I'd like to add further to this debate. Badmington is querying whether there is an accumulation of jitter prior to the crossing point but still on the crossing slope. Ken is saying yes there is but what about even earlier in time when circuits are hardswitched at limits prior to the onset of crossing? I have a ripple divider (described in an earlier thread) and I want to know that when I use the strobed pnoise technique to obtain a total phase noise result that when I divide the total output noise of the whole divider chain by the (slew rate)^2 and divide by the final divided down period 1/(w^2) (eq 35 in PLLnoise+jitter.pdf above) I do obtain the accumulated phase noise ? Each stage is a SCL CML divider with reduced current in each stage as the freqeuency is halved.
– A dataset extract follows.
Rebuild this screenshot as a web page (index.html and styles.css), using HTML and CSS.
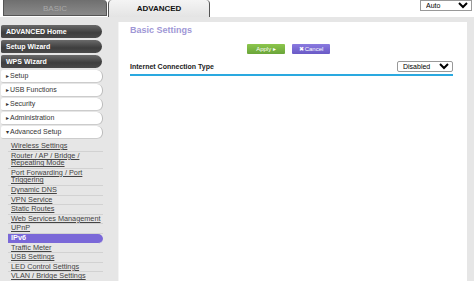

To test that the simulator does accumulate jitter or phase noise from earlier stages I knocked up a testbench with a whole string of inverters and divided them into 4 groups. A PSS time plot showed none of the crossovers from each group overlapped in time with the next group. I measured the phase noise using the strobed method and eq 35 from Ken's document to obtain the phase noise at each group output. I wanted to know if the final output phase noise was influenced by the earlier inverter groups in the chain despite being hard switched at the time of the crossover point of the last inverter output. I found that the output of the 4th group phase noise plot was worse than the 1st group phase noise plot by 6dB (25%) and again worse than the 2nd gropup by 3dB (50%) and again worse than the 3rd group by 1.2dB (75%). So it seems there was a jitter accumulation despite the earlier stage being hard switched at the time of the final stage crossover.

Is my finding correct?

Thank you Frank. Very handy to know. I think I need to go on a Cadence refresh course as they have sneaked alot of new options in to the various simulators lately!